◆ Brief
Start at the line that contains "Reproduce this screenshot", stop at the line that contains "const options = ['To", and repeat every line in that span, those two included, with no pictures.

◆ Data listing
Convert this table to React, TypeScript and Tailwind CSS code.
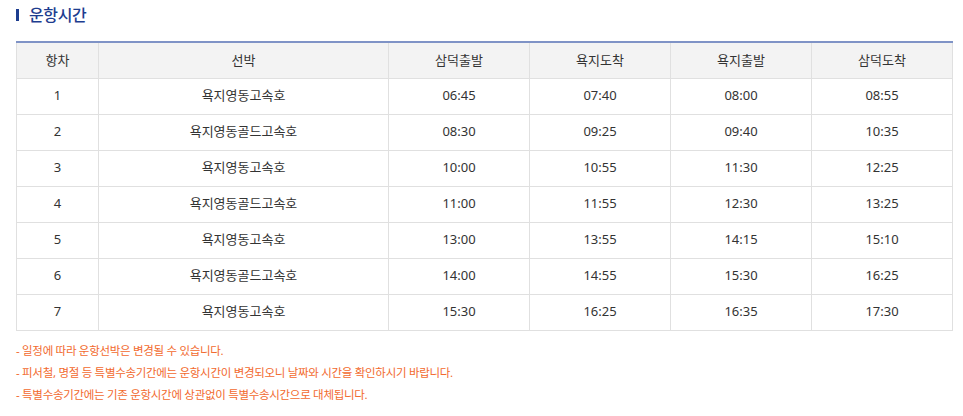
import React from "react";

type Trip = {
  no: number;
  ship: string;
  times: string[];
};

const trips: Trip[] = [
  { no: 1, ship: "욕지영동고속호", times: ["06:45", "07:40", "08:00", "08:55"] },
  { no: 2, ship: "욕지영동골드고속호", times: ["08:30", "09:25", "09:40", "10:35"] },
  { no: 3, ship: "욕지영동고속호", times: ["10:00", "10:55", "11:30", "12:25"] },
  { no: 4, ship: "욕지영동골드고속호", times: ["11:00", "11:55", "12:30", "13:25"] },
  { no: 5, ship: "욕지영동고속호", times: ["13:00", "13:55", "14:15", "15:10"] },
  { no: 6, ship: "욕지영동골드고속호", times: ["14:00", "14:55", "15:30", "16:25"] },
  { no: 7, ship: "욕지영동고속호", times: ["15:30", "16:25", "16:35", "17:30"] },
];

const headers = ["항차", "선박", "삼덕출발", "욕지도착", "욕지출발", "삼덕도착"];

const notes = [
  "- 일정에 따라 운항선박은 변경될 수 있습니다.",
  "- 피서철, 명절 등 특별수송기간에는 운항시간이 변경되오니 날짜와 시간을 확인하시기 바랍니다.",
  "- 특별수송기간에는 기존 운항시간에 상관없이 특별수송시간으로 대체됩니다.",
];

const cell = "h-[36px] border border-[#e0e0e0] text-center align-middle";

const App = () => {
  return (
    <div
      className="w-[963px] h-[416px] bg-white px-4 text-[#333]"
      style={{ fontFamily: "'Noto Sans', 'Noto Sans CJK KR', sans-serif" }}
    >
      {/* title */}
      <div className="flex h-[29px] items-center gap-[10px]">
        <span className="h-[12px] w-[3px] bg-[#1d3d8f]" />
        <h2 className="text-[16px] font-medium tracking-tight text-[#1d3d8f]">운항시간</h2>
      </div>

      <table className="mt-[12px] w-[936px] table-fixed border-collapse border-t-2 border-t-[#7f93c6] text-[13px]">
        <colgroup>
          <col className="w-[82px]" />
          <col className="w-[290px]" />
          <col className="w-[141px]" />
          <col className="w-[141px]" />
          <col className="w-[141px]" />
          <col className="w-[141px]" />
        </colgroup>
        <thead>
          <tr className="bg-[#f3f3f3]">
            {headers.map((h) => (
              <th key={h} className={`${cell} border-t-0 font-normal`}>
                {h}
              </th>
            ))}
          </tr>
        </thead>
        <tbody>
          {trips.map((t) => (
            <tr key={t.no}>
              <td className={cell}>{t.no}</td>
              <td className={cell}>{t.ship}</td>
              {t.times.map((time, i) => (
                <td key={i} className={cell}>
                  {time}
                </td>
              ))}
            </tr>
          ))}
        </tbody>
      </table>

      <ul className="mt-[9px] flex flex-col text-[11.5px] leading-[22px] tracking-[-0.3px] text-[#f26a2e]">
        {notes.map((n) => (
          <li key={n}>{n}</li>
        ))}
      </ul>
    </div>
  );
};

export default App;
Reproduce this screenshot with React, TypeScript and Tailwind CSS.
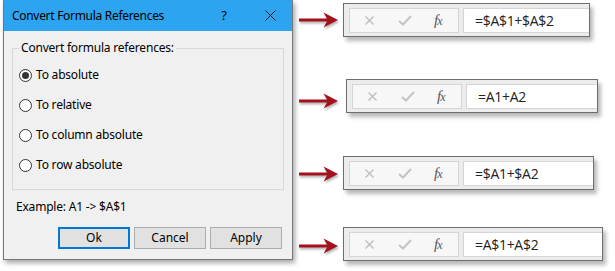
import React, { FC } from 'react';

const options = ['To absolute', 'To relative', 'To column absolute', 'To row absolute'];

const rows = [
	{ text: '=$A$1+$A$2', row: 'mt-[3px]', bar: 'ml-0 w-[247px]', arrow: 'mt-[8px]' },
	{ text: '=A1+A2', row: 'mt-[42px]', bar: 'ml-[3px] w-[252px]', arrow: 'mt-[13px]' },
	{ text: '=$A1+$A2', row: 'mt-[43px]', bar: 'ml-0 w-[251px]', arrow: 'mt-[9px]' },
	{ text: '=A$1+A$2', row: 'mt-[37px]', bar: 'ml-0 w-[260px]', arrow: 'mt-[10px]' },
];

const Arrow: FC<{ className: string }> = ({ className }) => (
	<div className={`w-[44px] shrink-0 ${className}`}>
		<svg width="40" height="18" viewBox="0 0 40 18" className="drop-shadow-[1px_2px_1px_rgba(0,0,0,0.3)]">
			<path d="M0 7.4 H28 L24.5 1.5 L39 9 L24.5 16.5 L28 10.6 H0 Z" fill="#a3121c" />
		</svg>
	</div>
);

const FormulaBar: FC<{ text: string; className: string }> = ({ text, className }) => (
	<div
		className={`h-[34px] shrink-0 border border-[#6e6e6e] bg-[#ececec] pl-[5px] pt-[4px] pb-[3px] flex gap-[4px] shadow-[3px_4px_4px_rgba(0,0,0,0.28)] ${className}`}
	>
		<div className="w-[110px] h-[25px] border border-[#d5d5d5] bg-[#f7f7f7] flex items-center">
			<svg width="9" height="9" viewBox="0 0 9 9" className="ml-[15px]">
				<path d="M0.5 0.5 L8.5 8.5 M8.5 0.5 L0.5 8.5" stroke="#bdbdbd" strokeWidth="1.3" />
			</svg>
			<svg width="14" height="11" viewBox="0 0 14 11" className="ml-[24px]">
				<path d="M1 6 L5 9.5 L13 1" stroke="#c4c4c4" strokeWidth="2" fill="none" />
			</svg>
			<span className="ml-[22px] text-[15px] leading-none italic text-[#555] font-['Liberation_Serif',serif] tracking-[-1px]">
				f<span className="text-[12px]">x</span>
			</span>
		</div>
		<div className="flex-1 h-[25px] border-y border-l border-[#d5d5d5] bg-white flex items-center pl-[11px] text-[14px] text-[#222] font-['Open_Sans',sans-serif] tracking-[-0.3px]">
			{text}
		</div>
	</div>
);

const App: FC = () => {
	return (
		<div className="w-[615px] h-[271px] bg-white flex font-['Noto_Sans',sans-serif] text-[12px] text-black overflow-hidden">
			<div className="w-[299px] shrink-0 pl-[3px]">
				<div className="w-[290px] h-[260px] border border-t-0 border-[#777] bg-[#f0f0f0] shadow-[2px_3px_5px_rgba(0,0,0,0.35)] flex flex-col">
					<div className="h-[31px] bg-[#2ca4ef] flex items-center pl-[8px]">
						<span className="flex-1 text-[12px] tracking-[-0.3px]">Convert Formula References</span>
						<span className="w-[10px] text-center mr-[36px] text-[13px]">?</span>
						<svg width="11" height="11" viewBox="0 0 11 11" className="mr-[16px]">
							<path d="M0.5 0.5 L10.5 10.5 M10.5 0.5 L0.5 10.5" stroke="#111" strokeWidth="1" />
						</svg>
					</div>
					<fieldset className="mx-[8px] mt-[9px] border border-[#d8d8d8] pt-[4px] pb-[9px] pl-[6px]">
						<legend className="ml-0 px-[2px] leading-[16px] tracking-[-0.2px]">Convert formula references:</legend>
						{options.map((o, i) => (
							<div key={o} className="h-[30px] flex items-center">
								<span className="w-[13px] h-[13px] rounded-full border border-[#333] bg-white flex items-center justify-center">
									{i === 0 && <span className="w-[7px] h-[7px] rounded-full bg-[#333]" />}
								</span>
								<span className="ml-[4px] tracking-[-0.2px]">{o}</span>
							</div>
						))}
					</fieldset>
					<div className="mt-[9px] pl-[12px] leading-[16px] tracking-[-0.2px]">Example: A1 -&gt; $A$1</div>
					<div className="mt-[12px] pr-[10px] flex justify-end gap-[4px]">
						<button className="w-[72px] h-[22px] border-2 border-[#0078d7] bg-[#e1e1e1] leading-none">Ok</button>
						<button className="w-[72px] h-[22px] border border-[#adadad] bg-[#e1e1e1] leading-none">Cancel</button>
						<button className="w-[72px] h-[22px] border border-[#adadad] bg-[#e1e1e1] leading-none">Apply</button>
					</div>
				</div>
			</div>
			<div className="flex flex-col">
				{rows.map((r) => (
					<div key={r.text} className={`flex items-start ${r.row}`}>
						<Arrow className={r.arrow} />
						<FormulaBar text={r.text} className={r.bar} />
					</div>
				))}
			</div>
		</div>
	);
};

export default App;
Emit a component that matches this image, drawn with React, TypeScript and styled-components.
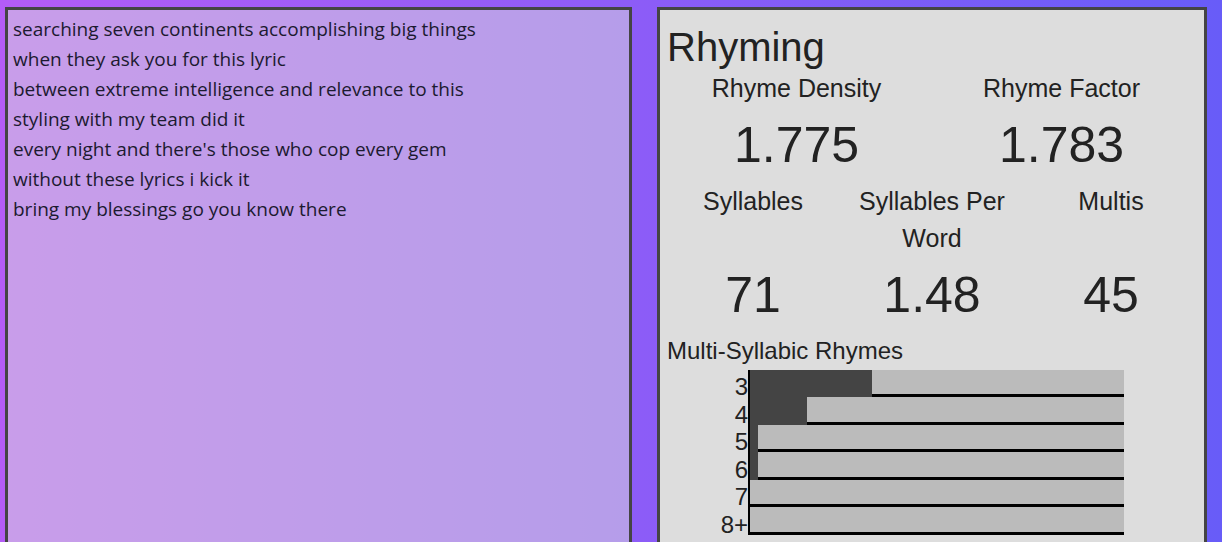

◆ Result for this exercise
Reproduce this screenshot with React, TypeScript and Tailwind CSS.
import React, { FC } from 'react';

const options = ['To absolute', 'To relative', 'To column absolute', 'To row absolute'];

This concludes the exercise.